● Exercise prompt:
Extract from the listing each line in which the word "Output" appears.

#####

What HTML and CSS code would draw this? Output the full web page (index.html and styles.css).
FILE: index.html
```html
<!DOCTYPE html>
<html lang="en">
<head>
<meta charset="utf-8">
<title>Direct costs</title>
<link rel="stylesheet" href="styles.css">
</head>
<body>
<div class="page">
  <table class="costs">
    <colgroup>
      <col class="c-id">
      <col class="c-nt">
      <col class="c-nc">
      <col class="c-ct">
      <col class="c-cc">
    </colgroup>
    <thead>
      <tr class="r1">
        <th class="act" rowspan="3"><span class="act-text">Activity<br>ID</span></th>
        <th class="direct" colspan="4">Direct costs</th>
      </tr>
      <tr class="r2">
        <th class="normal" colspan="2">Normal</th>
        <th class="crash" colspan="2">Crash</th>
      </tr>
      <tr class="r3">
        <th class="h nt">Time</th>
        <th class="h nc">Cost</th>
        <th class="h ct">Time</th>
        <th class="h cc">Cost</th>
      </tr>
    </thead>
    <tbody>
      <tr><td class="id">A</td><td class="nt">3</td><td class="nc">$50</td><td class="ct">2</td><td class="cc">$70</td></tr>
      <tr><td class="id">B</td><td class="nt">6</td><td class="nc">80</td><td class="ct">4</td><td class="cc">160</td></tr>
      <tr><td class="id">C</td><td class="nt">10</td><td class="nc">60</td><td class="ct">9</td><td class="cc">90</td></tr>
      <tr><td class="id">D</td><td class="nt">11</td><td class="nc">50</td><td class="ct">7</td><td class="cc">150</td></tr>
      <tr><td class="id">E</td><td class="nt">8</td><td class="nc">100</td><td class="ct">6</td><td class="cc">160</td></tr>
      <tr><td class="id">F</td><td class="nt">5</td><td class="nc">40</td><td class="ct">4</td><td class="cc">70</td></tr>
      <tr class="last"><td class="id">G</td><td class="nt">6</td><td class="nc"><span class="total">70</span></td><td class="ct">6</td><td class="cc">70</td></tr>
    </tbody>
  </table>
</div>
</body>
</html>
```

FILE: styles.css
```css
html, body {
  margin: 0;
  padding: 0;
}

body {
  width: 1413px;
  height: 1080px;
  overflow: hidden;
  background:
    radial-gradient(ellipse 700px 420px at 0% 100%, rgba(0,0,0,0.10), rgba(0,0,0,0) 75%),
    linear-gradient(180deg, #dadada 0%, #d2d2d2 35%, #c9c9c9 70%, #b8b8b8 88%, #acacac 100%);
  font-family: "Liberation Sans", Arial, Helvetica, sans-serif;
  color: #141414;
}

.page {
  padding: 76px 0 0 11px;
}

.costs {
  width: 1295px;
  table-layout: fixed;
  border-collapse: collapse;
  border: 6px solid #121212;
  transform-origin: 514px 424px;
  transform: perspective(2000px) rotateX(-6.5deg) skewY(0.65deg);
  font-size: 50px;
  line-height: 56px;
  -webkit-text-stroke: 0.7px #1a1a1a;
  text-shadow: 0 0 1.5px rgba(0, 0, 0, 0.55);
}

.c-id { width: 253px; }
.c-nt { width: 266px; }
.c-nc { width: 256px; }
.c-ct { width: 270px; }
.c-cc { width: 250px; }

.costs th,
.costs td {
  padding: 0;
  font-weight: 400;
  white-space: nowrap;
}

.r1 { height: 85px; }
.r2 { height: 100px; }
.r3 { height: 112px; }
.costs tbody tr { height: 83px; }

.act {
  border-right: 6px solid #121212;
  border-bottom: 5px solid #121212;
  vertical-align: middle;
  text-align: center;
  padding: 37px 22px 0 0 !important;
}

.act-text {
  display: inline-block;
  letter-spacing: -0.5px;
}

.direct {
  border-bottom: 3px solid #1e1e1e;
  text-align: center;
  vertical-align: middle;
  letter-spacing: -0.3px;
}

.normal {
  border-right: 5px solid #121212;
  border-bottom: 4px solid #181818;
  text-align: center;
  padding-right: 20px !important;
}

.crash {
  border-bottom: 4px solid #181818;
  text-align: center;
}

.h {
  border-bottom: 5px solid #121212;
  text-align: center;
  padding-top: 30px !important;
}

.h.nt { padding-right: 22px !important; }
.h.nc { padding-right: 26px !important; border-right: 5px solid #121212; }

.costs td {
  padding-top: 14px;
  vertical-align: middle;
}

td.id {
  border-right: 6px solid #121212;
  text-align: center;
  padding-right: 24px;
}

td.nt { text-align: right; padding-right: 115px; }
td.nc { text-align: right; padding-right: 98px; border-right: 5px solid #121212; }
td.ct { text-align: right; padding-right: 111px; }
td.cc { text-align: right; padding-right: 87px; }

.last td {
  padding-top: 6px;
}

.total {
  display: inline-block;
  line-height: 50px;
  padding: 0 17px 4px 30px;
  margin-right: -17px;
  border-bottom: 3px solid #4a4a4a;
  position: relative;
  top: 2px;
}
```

#####

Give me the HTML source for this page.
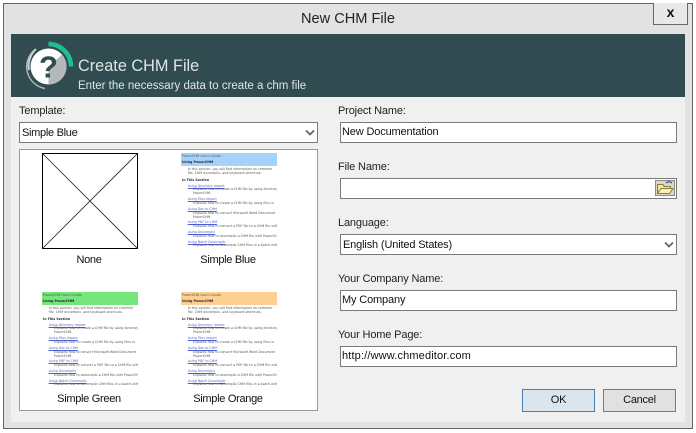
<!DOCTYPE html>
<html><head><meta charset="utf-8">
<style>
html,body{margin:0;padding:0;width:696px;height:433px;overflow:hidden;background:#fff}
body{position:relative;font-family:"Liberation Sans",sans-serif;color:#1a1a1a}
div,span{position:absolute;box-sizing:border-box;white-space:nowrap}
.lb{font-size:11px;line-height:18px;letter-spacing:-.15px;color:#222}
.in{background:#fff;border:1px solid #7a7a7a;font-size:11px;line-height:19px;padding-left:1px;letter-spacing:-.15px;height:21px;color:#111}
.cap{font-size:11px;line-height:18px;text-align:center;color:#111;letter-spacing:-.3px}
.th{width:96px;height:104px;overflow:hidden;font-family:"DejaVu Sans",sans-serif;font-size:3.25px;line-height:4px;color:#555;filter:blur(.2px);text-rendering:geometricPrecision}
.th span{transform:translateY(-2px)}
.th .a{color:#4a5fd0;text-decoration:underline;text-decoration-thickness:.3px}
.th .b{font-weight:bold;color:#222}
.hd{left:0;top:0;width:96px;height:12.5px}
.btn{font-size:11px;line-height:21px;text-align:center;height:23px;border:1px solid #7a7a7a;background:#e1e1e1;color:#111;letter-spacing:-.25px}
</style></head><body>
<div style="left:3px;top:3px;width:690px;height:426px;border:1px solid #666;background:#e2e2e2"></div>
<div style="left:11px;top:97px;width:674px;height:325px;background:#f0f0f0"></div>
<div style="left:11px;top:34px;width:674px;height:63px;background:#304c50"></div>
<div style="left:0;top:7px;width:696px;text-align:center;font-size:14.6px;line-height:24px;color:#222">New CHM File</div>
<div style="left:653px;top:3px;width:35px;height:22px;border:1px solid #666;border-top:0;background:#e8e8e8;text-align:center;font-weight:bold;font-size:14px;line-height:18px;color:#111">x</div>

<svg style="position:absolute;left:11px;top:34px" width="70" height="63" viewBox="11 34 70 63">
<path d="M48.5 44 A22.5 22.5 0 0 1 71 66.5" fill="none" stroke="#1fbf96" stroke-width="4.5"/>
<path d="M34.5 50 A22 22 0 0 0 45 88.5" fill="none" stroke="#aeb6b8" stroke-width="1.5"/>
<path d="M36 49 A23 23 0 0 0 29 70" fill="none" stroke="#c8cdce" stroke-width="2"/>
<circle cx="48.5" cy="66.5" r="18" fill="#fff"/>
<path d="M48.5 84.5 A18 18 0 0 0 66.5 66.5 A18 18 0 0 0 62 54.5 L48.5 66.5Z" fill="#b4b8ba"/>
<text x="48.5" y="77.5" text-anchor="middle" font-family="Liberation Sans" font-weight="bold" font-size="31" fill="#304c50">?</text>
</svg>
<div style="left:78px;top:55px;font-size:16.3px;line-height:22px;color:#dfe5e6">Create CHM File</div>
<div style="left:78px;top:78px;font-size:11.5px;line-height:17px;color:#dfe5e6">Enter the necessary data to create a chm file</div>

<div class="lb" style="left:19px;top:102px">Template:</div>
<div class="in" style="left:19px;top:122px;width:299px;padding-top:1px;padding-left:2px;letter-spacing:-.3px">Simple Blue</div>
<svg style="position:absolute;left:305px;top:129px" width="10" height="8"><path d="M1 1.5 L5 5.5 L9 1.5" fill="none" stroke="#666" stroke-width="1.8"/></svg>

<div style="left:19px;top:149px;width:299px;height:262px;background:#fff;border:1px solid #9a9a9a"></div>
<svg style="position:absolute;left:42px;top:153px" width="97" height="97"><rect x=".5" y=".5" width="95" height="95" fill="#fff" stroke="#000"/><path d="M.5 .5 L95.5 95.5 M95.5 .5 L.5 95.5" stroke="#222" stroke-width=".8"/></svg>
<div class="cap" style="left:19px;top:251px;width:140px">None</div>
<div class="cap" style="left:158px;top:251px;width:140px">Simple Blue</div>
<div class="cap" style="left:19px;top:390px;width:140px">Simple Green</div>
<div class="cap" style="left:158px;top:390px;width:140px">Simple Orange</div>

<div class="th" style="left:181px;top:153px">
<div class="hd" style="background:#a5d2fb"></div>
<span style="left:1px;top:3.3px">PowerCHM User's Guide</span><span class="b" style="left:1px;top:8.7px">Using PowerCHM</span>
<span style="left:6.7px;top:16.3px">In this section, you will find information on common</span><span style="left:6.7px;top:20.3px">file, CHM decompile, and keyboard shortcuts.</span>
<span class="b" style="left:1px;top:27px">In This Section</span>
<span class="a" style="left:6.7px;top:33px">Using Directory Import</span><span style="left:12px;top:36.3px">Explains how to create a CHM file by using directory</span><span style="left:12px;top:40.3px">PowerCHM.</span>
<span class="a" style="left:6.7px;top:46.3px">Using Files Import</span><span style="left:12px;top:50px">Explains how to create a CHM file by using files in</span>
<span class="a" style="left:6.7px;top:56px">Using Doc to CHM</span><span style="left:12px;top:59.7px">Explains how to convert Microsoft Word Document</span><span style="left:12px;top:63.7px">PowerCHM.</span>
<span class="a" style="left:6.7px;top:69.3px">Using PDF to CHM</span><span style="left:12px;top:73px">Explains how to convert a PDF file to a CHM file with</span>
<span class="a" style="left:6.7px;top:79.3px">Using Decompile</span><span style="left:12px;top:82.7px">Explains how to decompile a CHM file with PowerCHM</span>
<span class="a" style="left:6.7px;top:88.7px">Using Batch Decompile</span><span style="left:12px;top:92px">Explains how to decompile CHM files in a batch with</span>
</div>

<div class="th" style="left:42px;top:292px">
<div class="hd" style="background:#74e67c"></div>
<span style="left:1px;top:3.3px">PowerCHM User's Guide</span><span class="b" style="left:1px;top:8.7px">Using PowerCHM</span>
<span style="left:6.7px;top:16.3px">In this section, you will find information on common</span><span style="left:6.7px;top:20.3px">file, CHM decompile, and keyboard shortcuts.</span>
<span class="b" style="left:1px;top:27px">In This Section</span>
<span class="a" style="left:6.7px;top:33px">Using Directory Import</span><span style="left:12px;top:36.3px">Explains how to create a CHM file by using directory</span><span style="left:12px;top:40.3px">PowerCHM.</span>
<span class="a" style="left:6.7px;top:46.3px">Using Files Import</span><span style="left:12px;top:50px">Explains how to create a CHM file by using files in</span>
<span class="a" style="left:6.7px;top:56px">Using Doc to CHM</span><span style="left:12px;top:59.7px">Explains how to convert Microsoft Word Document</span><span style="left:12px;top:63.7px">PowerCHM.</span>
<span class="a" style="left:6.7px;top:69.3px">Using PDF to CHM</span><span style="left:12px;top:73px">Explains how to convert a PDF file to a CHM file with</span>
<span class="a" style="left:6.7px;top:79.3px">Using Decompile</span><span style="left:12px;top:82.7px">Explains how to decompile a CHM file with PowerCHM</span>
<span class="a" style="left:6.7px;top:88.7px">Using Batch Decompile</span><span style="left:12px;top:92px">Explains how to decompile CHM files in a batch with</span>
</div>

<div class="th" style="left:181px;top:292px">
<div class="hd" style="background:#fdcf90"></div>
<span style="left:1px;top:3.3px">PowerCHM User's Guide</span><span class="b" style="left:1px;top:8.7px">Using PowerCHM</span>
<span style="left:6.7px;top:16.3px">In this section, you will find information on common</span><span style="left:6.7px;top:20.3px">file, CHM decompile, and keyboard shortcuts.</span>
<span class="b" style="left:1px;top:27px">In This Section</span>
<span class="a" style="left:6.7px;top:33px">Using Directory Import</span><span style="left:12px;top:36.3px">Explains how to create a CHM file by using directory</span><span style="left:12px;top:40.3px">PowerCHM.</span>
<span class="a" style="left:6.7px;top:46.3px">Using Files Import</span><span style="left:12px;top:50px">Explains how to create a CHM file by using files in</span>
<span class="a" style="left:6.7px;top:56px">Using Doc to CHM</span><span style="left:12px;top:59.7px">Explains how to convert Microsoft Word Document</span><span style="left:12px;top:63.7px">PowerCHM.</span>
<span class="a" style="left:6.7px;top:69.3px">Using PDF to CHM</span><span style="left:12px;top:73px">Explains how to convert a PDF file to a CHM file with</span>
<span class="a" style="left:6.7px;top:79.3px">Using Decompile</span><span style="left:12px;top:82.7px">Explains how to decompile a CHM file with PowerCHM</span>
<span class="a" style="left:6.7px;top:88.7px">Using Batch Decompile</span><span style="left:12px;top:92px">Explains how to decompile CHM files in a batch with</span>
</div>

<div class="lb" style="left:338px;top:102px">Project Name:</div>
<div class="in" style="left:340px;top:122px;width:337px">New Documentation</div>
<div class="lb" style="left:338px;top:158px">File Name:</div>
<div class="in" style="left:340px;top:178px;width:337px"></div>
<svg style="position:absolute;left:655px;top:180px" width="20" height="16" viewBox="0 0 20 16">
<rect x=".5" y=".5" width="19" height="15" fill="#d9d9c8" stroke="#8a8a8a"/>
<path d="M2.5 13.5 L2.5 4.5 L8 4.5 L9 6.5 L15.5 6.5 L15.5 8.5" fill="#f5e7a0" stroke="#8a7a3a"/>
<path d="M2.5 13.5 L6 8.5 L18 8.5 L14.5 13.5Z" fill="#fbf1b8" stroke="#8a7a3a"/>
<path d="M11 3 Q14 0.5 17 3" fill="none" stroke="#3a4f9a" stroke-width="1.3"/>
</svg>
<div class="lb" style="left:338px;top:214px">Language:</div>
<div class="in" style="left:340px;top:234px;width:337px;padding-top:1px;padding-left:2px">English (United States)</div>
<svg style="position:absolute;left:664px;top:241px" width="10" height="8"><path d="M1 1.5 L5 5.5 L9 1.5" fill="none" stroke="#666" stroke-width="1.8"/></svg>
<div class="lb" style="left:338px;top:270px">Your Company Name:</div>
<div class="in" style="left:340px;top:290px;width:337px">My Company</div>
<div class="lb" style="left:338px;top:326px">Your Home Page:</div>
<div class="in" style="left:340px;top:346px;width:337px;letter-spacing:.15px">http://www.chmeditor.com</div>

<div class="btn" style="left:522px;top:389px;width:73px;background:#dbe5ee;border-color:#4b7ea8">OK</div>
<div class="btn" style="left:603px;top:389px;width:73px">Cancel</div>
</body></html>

#####

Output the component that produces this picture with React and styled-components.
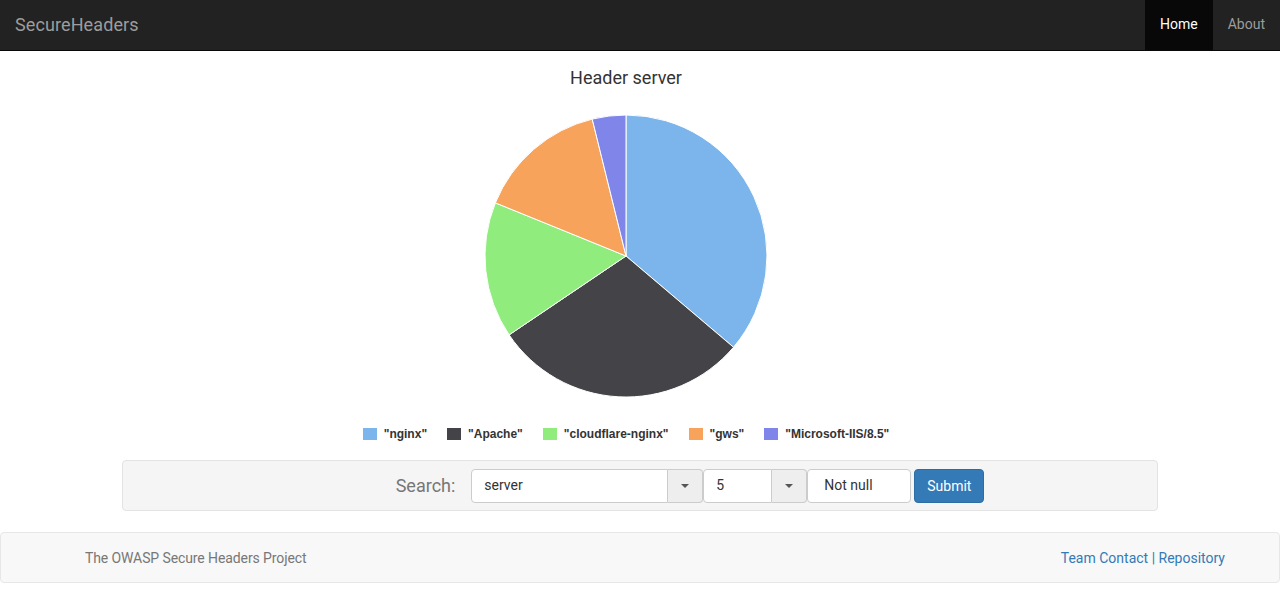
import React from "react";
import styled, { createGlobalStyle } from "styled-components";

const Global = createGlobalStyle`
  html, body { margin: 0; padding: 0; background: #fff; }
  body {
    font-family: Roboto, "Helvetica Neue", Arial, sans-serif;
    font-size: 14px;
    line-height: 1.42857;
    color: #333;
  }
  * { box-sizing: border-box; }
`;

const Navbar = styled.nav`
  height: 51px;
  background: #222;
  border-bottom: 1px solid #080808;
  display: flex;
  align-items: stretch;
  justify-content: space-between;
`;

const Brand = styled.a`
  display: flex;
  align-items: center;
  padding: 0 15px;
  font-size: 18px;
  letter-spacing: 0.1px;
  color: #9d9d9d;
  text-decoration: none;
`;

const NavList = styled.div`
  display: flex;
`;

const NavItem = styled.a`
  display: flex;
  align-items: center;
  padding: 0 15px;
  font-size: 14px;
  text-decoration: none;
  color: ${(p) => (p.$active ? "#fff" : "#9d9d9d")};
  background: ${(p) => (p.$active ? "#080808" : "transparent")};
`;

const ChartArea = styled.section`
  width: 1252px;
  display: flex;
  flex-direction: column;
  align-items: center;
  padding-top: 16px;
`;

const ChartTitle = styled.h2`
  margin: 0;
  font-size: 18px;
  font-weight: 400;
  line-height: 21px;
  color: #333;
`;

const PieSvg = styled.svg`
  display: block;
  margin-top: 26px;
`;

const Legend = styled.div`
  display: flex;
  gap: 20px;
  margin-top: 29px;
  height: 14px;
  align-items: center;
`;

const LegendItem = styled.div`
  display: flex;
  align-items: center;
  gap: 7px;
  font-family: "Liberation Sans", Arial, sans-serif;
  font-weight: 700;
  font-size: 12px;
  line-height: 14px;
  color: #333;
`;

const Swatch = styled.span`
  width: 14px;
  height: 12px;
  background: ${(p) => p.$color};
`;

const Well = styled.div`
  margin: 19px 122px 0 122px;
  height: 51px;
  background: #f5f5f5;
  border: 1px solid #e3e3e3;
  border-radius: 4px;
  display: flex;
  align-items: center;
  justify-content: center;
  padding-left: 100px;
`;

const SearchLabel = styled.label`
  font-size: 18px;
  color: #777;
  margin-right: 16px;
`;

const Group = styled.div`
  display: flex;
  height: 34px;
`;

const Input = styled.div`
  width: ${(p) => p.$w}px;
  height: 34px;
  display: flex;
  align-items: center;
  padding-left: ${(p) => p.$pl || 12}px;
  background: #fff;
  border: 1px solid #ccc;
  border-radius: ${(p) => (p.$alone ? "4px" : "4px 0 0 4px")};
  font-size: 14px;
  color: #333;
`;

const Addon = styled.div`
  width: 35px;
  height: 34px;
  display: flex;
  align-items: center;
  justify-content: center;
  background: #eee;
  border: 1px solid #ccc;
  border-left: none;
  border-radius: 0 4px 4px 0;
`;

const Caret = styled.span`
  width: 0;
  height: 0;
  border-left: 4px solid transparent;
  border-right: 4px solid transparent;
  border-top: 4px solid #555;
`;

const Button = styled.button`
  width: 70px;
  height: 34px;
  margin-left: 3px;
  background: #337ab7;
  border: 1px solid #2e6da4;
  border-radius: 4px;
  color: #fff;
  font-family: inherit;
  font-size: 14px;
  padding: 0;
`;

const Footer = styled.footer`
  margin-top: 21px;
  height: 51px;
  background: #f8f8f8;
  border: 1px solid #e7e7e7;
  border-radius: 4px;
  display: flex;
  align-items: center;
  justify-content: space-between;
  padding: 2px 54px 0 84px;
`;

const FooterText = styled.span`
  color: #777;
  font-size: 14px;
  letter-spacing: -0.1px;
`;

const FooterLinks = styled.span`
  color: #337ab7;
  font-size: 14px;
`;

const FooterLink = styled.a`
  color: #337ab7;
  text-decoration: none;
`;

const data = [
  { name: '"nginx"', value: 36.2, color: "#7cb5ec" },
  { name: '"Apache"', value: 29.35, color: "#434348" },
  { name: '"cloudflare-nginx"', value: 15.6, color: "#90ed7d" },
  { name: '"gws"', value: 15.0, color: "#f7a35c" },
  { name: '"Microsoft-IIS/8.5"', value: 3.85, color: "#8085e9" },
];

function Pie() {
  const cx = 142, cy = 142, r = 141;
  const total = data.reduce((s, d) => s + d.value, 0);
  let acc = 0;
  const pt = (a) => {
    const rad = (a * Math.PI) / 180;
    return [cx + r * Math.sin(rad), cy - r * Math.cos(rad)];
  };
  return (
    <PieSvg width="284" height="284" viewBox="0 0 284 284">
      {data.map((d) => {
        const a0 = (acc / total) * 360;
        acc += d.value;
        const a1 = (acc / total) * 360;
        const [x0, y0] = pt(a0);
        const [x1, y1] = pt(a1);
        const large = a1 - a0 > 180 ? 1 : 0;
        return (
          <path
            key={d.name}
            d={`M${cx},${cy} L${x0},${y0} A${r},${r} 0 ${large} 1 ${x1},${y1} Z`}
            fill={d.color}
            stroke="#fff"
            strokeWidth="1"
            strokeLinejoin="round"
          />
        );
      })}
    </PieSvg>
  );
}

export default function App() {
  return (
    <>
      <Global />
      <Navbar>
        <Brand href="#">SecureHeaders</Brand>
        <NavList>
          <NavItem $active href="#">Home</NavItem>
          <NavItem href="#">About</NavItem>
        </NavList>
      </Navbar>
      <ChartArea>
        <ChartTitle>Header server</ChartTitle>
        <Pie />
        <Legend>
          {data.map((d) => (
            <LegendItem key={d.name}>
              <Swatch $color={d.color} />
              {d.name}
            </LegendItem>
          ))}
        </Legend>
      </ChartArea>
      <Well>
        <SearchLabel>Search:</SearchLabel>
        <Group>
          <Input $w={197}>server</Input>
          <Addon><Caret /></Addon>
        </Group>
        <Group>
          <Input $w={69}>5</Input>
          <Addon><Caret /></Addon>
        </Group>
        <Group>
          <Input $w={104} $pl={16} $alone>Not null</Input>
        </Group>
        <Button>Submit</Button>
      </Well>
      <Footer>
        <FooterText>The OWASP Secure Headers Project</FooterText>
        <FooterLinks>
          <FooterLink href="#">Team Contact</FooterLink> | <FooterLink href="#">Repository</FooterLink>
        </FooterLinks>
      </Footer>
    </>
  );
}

#####

● Answer:
What HTML and CSS code would draw this? Output the full web page (index.html and styles.css).
Output the component that produces this picture with React and styled-components.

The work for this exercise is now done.